Since he was 8 and his brother was 9, Hedquist, a Spokane firefighter, has savored his family’s tradition of camping and grouse hunting during the three-day weekend.

“It’s always been our family’s last hurrah of summer and the kickoff to our hunting season,” he said, noting that a passel of siblings and cousins has been introduced to grouse hunting during the campouts over the years.

But on reflection, he thinks the annual hunt will be enhanced by a later opening date.

“It likely will be better for the birds and better for us,” he said, “because it won’t be a holiday weekend and every Tom, Dick and Harry won’t be out there.”

The season date is the least disruptive of the changes the Hedquist family has experienced in recent years, he said.

“It used to be that we’d need a campfire in the mountains to ward off the chill of foggy, dewy, cool mornings on Labor Day,” he said. “In recent years, fires haven’t even been allowed because of fire danger.”

More roads are blocked with gates. More fire restrictions affect forest access leaving more outdoorsmen with pickups, four-wheelers and motorcycles recreating on the remaining open forest roads.

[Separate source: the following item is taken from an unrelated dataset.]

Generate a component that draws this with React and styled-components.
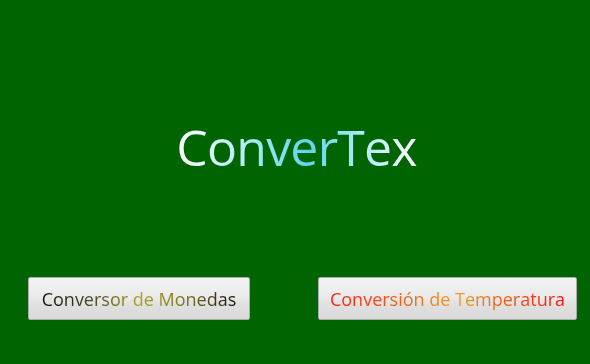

“All in all, the Labor Day weekend has become a dusty disappointment,” he said. “It’s harder to get away from people, and the grouse hunting has been terrible, especially last year. That’s having way more impact on our tradition than the change of date.”

The extended clan of Hedquists is planning to go with the flow by camping on a lake or reservoir over the Labor Day holiday and then returning to its favorite mountain campsites after Sept. 15 to focus on grouse in cooler temperatures and with fewer people around.

“It will help that a bunch of young grouse won’t be getting hammered over the holiday,” he said.